Even with this setback -- not one, but two cancers -- Dr. Marshall said the outlook was good. Ten days later, I had surgery to remove half my kidney. The kidney surgery was very difficult and painful, and the recovery was months. Every time I would ride in the car and hit a small bump in the road, I would get tears in my eyes. It was difficult getting any work done and I had to take a nap every day. After about three months, I started feeling fairly normal, but then it was time for prostate surgery. Getting over prostate surgery was easier and I was even able to attend my son’s little league baseball games with my catheter and bag!

I often tell people that prostate cancer saved my life. Had I not been diagnosed with prostate cancer, chances are the kidney tumor may never have been discovered. To this day, I thank Dr. Marshall for his thorough pre-op exam. And I also discovered the answer to my earlier “Why” question -- we are all mortal.

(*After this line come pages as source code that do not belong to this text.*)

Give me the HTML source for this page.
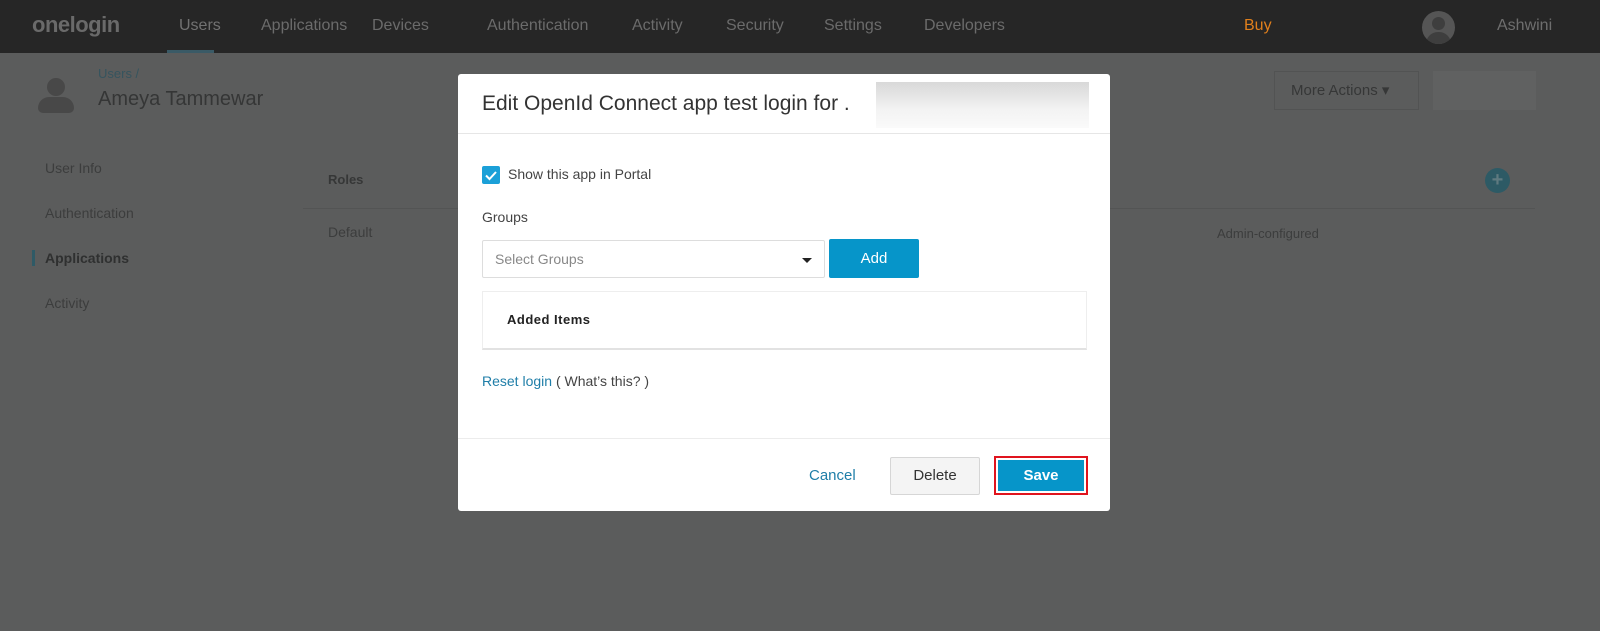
<!DOCTYPE html>
<html><head><meta charset="utf-8"><style>
*{box-sizing:border-box;margin:0;padding:0}
body{width:1600px;height:631px;overflow:hidden;background:#5b5c5c;font-family:"Liberation Sans",sans-serif;position:relative}
.nav{position:absolute;left:0;top:0;width:1600px;height:53px;background:#262626}
.nav span{position:absolute;top:17px;font-size:16px;color:#6b6b6b}
.logo{left:32px;top:12px!important;font-size:22px!important;color:#6a6a6a!important;letter-spacing:-0.5px;font-weight:bold}
.abs{position:absolute}
.side{font-size:14px;color:#3c3d3d}
.modal{position:absolute;left:458px;top:74px;width:652px;height:437px;background:#fff;border-radius:3px}
</style></head><body>
<div class="nav">
<span class="logo">onelogin</span>
<span style="left:179px;color:#727272">Users</span>
<div class="abs" style="left:167px;top:50px;width:47px;height:3px;background:#3a5a66"></div>
<span style="left:261px">Applications</span>
<span style="left:372px">Devices</span>
<span style="left:487px">Authentication</span>
<span style="left:632px">Activity</span>
<span style="left:726px">Security</span>
<span style="left:824px">Settings</span>
<span style="left:924px">Developers</span>
<span style="left:1244px;color:#e07f1c">Buy</span>
<div class="abs" style="left:1422px;top:11px;width:33px;height:33px;border-radius:50%;background:#555;overflow:hidden">
<div class="abs" style="left:10px;top:6px;width:13px;height:13px;border-radius:50%;background:#3e3e3e"></div>
<div class="abs" style="left:4px;top:21px;width:25px;height:16px;border-radius:12px 12px 0 0;background:#3e3e3e"></div></div>
<span style="left:1497px;color:#6e6e6e">Ashwini</span>
</div>
<div class="abs" style="left:38px;top:77px;width:36px;height:36px;">
<div class="abs" style="left:9px;top:1px;width:18px;height:18px;border-radius:50%;background:#484848"></div>
<div class="abs" style="left:0;top:20px;width:36px;height:16px;border-radius:18px 18px 8px 8px;background:#484848"></div></div>
<div class="abs" style="left:98px;top:66px;font-size:13px;color:#36545e">Users /</div>
<div class="abs" style="left:98px;top:88px;font-size:20px;color:#353636">Ameya Tammewar</div>
<div class="abs" style="left:1274px;top:71px;width:145px;height:39px;border:1px solid #525353"></div>
<div class="abs" style="left:1291px;top:81px;font-size:15px;color:#363737">More Actions ▾</div>
<div class="abs" style="left:1433px;top:71px;width:103px;height:39px;background:#606161"></div>
<div class="abs side" style="left:45px;top:160px">User Info</div>
<div class="abs side" style="left:45px;top:205px">Authentication</div>
<div class="abs" style="left:32px;top:250px;width:3px;height:16px;background:#2f5a66"></div>
<div class="abs side" style="left:45px;top:250px;font-weight:bold;color:#2f3030">Applications</div>
<div class="abs side" style="left:45px;top:295px">Activity</div>
<div class="abs" style="left:303px;top:208px;width:1232px;height:1px;background:#535454"></div>
<div class="abs" style="left:328px;top:172px;font-size:13px;font-weight:bold;color:#363737">Roles</div>
<div class="abs side" style="left:328px;top:224px">Default</div>
<div class="abs side" style="left:1217px;top:226px;font-size:13px">Admin-configured</div>
<div class="abs" style="left:1485px;top:168px;width:25px;height:25px;border-radius:50%;background:#2d5a65;color:#5f7a80;font-size:20px;line-height:24px;text-align:center;font-weight:bold">+</div>
<div class="modal">
<div class="abs" style="left:24px;top:18px;font-size:21px;color:#333">Edit OpenId Connect app test login for .</div>
<div class="abs" style="left:418px;top:8px;width:213px;height:46px;background:linear-gradient(180deg,#d8d8d8,#f3f3f3 60%,#fafafa)"></div>
<div class="abs" style="left:0;top:59px;width:652px;height:1px;background:#e6e6e6"></div>
<div class="abs" style="left:24px;top:92px;width:18px;height:18px;background:#1ba0d8;border-radius:2px"><svg width="18" height="18"><path d="M4 9.5l3.5 3.5 6.5-7" stroke="#fff" stroke-width="2" fill="none"/></svg></div>
<div class="abs" style="left:50px;top:92px;font-size:14px;color:#444">Show this app in Portal</div>
<div class="abs" style="left:24px;top:135px;font-size:14px;color:#444">Groups</div>
<div class="abs" style="left:24px;top:166px;width:343px;height:38px;border:1px solid #ddd;border-radius:2px"></div>
<div class="abs" style="left:37px;top:177px;font-size:14px;color:#888">Select Groups</div>
<div class="abs" style="left:344px;top:184px;width:0;height:0;border-left:5px solid transparent;border-right:5px solid transparent;border-top:5px solid #222"></div>
<div class="abs" style="left:371px;top:165px;width:90px;height:39px;background:#0695c9;border-radius:2px;color:#fff;font-size:15px;text-align:center;line-height:39px">Add</div>
<div class="abs" style="left:24px;top:217px;width:605px;height:59px;border:1px solid #eee;border-bottom:2px solid #e2e2e2"></div>
<div class="abs" style="left:49px;top:238px;font-size:13px;font-weight:bold;color:#222;letter-spacing:0.5px">Added Items</div>
<div class="abs" style="left:24px;top:299px;font-size:14px;color:#1f7ea8">Reset login <span style="color:#444">( What’s this? )</span></div>
<div class="abs" style="left:0;top:364px;width:652px;height:1px;background:#ececec"></div>
<div class="abs" style="left:351px;top:393px;font-size:15px;color:#1f7ea8">Cancel</div>
<div class="abs" style="left:432px;top:383px;width:90px;height:38px;background:#f4f4f4;border:1px solid #d6d6d6;border-radius:2px;font-size:15px;color:#333;text-align:center;line-height:36px">Delete</div>
<div class="abs" style="left:536px;top:382px;width:94px;height:39px;border:2px solid #e0141e;padding:2px"><div style="background:#0695c9;width:100%;height:100%;color:#fff;font-size:15px;font-weight:bold;text-align:center;line-height:31px">Save</div></div>
</div>
</body></html>
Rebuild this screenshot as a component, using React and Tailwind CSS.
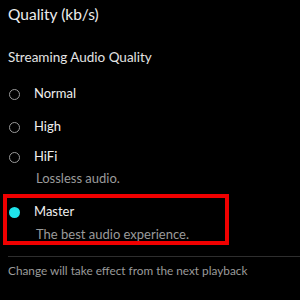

Today, I celebrate three years of being cancer-free. Through my experience, I've learned that beating cancer is a combination of things: good medicine, a good attitude, and good family and friends. These days I spend my free time serving as chairman of Emory's Urology Board of Advisors, raising money for prostate cancer research and being a mentor and pal to cancer patients. It's my way of saying “thank you” to the team of doctors, family, and friends that helped me along my cancer journey.